The distinction matters most during jury deliberations. Substantive evidence that has been formally admitted goes to the jury room. Illustrative aids do not, unless all parties consent or the court orders otherwise for good cause.13Legal Information Institute. Federal Rules of Evidence Rule 107 – Illustrative Aids If you have a powerful chart or animation that crystallizes your theory of the case, and you want the jury to have it during deliberations, you need to lay a foundation and admit it as substantive evidence rather than simply using it as a visual aid during testimony.

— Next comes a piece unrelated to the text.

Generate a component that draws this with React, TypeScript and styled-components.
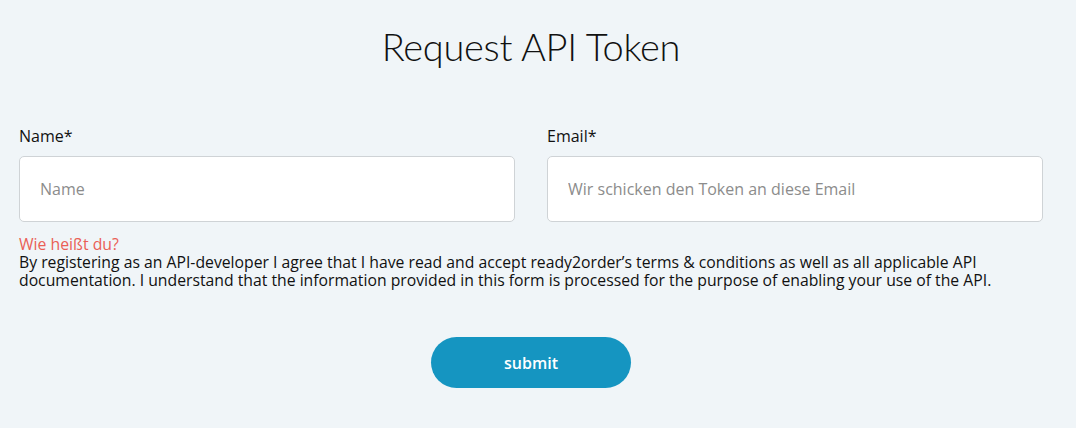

When a judge excludes your exhibit, the fight is not necessarily over, but only if you take the right steps immediately. Rule 103 requires that when evidence is excluded, the party who wanted it admitted must inform the court of its substance through an offer of proof, unless the substance was already apparent from context.14Legal Information Institute. Federal Rules of Evidence Rule 103 – Rulings on Evidence Skip this step and you forfeit the right to raise the issue on appeal. This is where many cases are silently lost.
An offer of proof typically involves explaining to the judge, outside the jury’s hearing, what the exhibit would show and why it matters. The judge may direct you to make the offer in question-and-answer form with the witness. Once the court rules definitively on the record, you do not need to renew the offer of proof later to preserve the issue. On the other side, if you are the party objecting to an exhibit that gets admitted, you must state your specific objection on the record to preserve that issue for your own potential appeal.14Legal Information Institute. Federal Rules of Evidence Rule 103 – Rulings on Evidence A vague “objection” without grounds is not enough.
Rule 103(e) does provide a narrow safety valve: an appellate court can notice a “plain error” affecting a substantial right even when no proper objection or offer of proof was made. But relying on plain error review is a losing strategy. Courts rarely reverse on that basis, and the standard requires showing the error was obvious and seriously affected the outcome.